WHAT THIS TASK INVOLVES:
Transcribe the listing verbatim. Do not carry over any pictures.
## start SOURCE MATERIAL
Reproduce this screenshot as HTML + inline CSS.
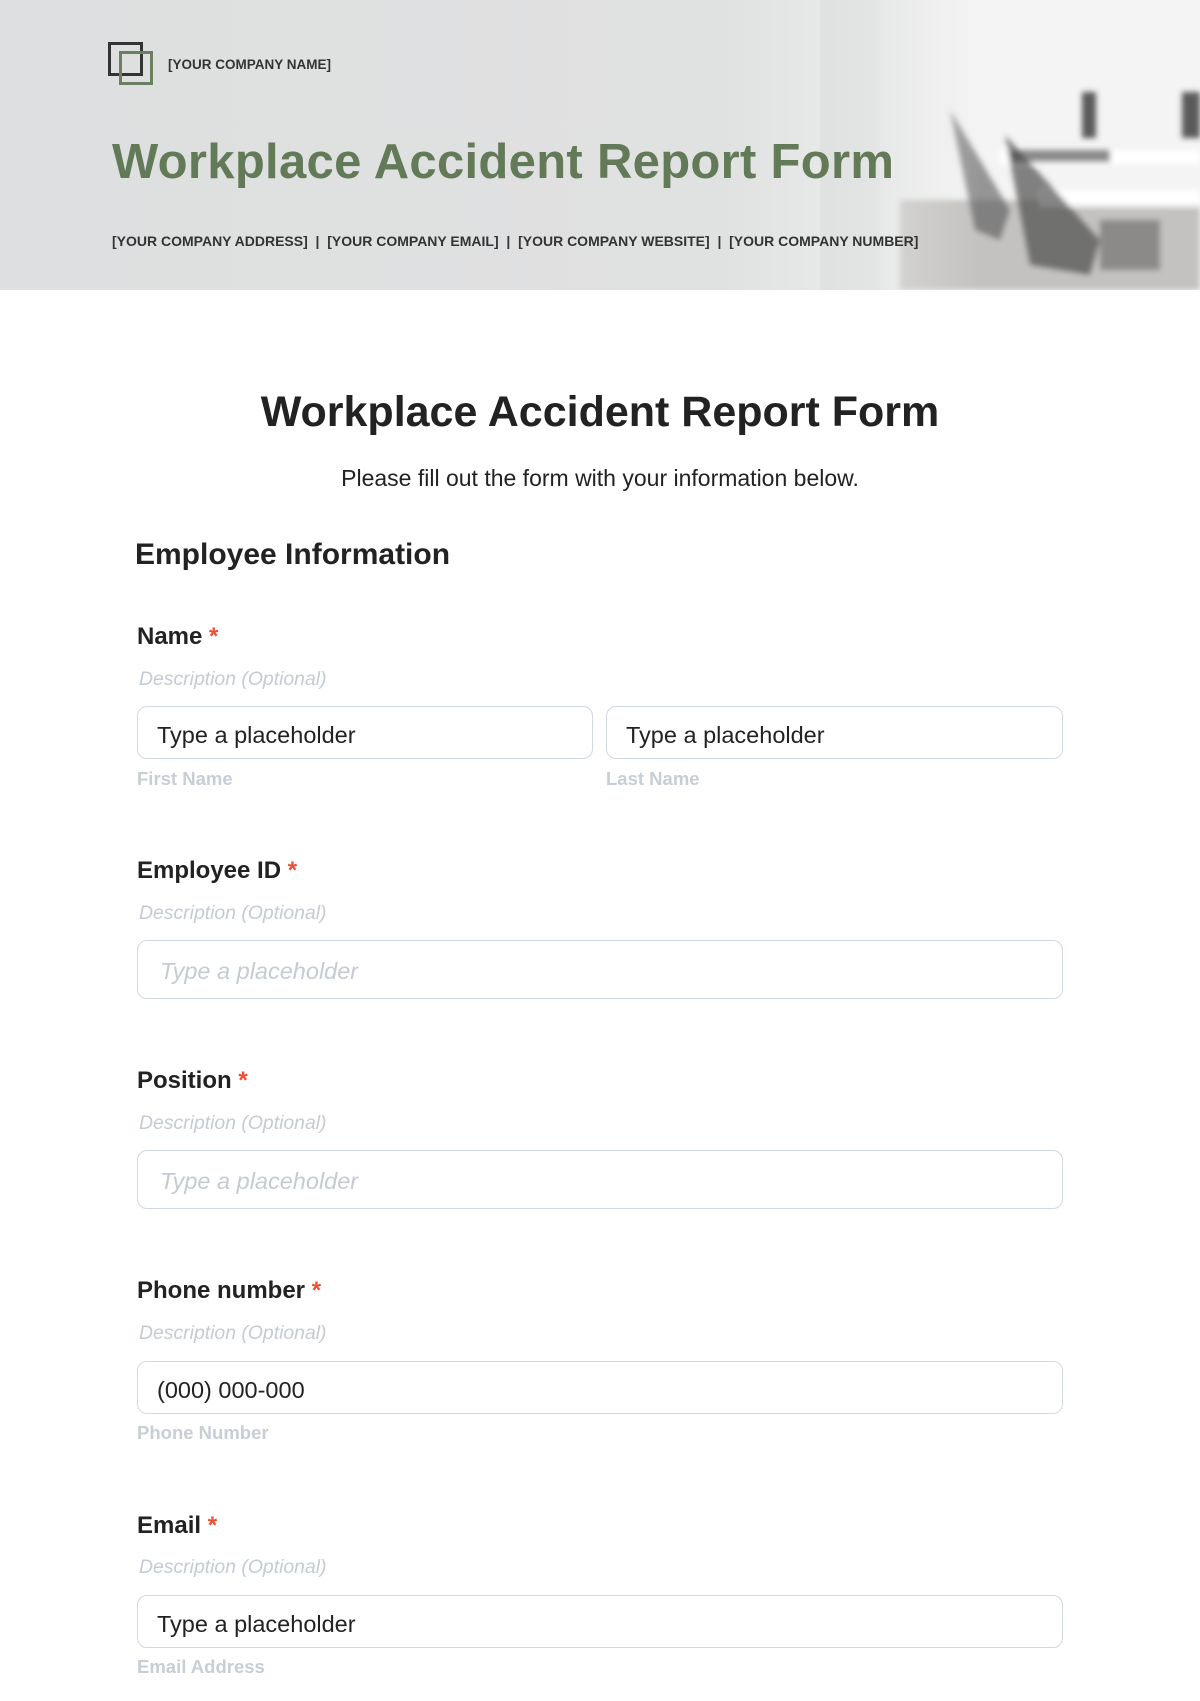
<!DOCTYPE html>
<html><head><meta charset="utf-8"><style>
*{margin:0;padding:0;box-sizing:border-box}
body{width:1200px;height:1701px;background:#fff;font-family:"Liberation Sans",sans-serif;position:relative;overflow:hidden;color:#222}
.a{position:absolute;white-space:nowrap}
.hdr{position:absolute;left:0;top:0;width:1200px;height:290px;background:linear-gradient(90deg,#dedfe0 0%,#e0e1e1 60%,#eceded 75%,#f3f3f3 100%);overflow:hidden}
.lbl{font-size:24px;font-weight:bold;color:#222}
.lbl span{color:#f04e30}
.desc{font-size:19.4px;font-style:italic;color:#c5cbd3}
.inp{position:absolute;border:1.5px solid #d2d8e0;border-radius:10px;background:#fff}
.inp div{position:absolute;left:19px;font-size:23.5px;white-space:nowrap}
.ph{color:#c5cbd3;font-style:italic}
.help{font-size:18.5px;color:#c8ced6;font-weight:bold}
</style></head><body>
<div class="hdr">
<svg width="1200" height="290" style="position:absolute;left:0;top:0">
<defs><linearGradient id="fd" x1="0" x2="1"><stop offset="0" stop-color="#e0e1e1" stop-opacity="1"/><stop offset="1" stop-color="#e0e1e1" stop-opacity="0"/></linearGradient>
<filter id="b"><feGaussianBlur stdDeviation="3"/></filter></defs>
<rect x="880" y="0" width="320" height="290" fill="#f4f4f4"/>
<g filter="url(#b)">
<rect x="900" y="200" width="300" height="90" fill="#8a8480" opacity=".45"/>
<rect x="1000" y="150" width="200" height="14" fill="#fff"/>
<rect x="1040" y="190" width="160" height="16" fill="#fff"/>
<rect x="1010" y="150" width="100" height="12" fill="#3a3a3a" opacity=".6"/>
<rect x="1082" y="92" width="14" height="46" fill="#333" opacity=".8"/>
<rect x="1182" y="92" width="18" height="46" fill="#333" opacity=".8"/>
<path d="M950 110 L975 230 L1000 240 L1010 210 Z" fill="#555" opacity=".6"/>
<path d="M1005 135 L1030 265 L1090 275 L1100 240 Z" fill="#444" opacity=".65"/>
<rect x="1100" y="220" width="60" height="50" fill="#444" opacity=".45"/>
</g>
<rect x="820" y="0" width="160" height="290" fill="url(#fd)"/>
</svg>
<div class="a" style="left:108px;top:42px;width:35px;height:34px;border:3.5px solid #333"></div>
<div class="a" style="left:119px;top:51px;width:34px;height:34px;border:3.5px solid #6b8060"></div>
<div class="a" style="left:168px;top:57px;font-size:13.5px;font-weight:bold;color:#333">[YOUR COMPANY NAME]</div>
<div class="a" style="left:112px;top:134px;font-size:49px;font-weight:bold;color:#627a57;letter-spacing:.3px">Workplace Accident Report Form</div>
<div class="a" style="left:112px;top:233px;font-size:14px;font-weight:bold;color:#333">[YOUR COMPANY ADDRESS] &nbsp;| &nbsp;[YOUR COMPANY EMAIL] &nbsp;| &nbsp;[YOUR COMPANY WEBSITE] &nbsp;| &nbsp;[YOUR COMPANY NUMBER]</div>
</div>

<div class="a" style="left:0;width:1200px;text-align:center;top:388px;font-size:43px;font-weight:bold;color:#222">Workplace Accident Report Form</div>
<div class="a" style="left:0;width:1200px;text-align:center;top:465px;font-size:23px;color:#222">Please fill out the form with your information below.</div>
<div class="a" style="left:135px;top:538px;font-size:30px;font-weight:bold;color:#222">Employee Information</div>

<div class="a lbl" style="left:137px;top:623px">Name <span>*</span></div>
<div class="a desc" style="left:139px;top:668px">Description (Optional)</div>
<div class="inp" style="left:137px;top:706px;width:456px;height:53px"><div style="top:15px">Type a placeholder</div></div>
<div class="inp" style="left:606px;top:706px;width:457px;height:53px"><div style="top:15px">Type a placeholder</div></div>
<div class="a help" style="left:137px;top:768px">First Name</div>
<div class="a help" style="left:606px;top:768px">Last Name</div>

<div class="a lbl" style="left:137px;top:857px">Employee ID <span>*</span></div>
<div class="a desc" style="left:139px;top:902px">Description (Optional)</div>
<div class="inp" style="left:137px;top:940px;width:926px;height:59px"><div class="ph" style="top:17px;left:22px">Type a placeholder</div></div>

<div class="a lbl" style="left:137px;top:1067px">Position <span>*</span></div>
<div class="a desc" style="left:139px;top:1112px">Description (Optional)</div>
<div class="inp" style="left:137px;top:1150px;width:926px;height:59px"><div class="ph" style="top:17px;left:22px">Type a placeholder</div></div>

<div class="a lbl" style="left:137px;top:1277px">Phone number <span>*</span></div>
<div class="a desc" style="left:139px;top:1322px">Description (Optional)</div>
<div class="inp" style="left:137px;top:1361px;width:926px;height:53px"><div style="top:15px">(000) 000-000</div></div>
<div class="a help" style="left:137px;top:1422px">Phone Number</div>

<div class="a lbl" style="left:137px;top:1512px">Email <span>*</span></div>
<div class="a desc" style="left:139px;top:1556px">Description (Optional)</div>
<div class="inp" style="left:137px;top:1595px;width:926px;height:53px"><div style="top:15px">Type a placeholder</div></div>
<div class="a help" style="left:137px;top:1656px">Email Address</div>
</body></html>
## end SOURCE MATERIAL
SOLUTION TO THE EXERCISE:
Reproduce this screenshot as HTML + inline CSS.
<!DOCTYPE html>
<html><head><meta charset="utf-8"><style>
*{margin:0;padding:0;box-sizing:border-box}
body{width:1200px;height:1701px;background:#fff;font-family:"Liberation Sans",sans-serif;position:relative;overflow:hidden;color:#222}
.a{position:absolute;white-space:nowrap}
.hdr{position:absolute;left:0;top:0;width:1200px;height:290px;background:linear-gradient(90deg,#dedfe0 0%,#e0e1e1 60%,#eceded 75%,#f3f3f3 100%);overflow:hidden}
.lbl{font-size:24px;font-weight:bold;color:#222}
.lbl span{color:#f04e30}
.desc{font-size:19.4px;font-style:italic;color:#c5cbd3}
.inp{position:absolute;border:1.5px solid #d2d8e0;border-radius:10px;background:#fff}
.inp div{position:absolute;left:19px;font-size:23.5px;white-space:nowrap}
.ph{color:#c5cbd3;font-style:italic}
.help{font-size:18.5px;color:#c8ced6;font-weight:bold}
</style></head><body>
<div class="hdr">
<svg width="1200" height="290" style="position:absolute;left:0;top:0">
<defs><linearGradient id="fd" x1="0" x2="1"><stop offset="0" stop-color="#e0e1e1" stop-opacity="1"/><stop offset="1" stop-color="#e0e1e1" stop-opacity="0"/></linearGradient>
<filter id="b"><feGaussianBlur stdDeviation="3"/></filter></defs>
<rect x="880" y="0" width="320" height="290" fill="#f4f4f4"/>
<g filter="url(#b)">
<rect x="900" y="200" width="300" height="90" fill="#8a8480" opacity=".45"/>
<rect x="1000" y="150" width="200" height="14" fill="#fff"/>
<rect x="1040" y="190" width="160" height="16" fill="#fff"/>
<rect x="1010" y="150" width="100" height="12" fill="#3a3a3a" opacity=".6"/>
<rect x="1082" y="92" width="14" height="46" fill="#333" opacity=".8"/>
<rect x="1182" y="92" width="18" height="46" fill="#333" opacity=".8"/>
<path d="M950 110 L975 230 L1000 240 L1010 210 Z" fill="#555" opacity=".6"/>
<path d="M1005 135 L1030 265 L1090 275 L1100 240 Z" fill="#444" opacity=".65"/>
<rect x="1100" y="220" width="60" height="50" fill="#444" opacity=".45"/>
</g>
<rect x="820" y="0" width="160" height="290" fill="url(#fd)"/>
</svg>
<div class="a" style="left:108px;top:42px;width:35px;height:34px;border:3.5px solid #333"></div>
<div class="a" style="left:119px;top:51px;width:34px;height:34px;border:3.5px solid #6b8060"></div>
<div class="a" style="left:168px;top:57px;font-size:13.5px;font-weight:bold;color:#333">[YOUR COMPANY NAME]</div>
<div class="a" style="left:112px;top:134px;font-size:49px;font-weight:bold;color:#627a57;letter-spacing:.3px">Workplace Accident Report Form</div>
<div class="a" style="left:112px;top:233px;font-size:14px;font-weight:bold;color:#333">[YOUR COMPANY ADDRESS] &nbsp;| &nbsp;[YOUR COMPANY EMAIL] &nbsp;| &nbsp;[YOUR COMPANY WEBSITE] &nbsp;| &nbsp;[YOUR COMPANY NUMBER]</div>
</div>

<div class="a" style="left:0;width:1200px;text-align:center;top:388px;font-size:43px;font-weight:bold;color:#222">Workplace Accident Report Form</div>
<div class="a" style="left:0;width:1200px;text-align:center;top:465px;font-size:23px;color:#222">Please fill out the form with your information below.</div>
<div class="a" style="left:135px;top:538px;font-size:30px;font-weight:bold;color:#222">Employee Information</div>

<div class="a lbl" style="left:137px;top:623px">Name <span>*</span></div>
<div class="a desc" style="left:139px;top:668px">Description (Optional)</div>
<div class="inp" style="left:137px;top:706px;width:456px;height:53px"><div style="top:15px">Type a placeholder</div></div>
<div class="inp" style="left:606px;top:706px;width:457px;height:53px"><div style="top:15px">Type a placeholder</div></div>
<div class="a help" style="left:137px;top:768px">First Name</div>
<div class="a help" style="left:606px;top:768px">Last Name</div>

<div class="a lbl" style="left:137px;top:857px">Employee ID <span>*</span></div>
<div class="a desc" style="left:139px;top:902px">Description (Optional)</div>
<div class="inp" style="left:137px;top:940px;width:926px;height:59px"><div class="ph" style="top:17px;left:22px">Type a placeholder</div></div>

<div class="a lbl" style="left:137px;top:1067px">Position <span>*</span></div>
<div class="a desc" style="left:139px;top:1112px">Description (Optional)</div>
<div class="inp" style="left:137px;top:1150px;width:926px;height:59px"><div class="ph" style="top:17px;left:22px">Type a placeholder</div></div>

<div class="a lbl" style="left:137px;top:1277px">Phone number <span>*</span></div>
<div class="a desc" style="left:139px;top:1322px">Description (Optional)</div>
<div class="inp" style="left:137px;top:1361px;width:926px;height:53px"><div style="top:15px">(000) 000-000</div></div>
<div class="a help" style="left:137px;top:1422px">Phone Number</div>

<div class="a lbl" style="left:137px;top:1512px">Email <span>*</span></div>
<div class="a desc" style="left:139px;top:1556px">Description (Optional)</div>
<div class="inp" style="left:137px;top:1595px;width:926px;height:53px"><div style="top:15px">Type a placeholder</div></div>
<div class="a help" style="left:137px;top:1656px">Email Address</div>
</body></html>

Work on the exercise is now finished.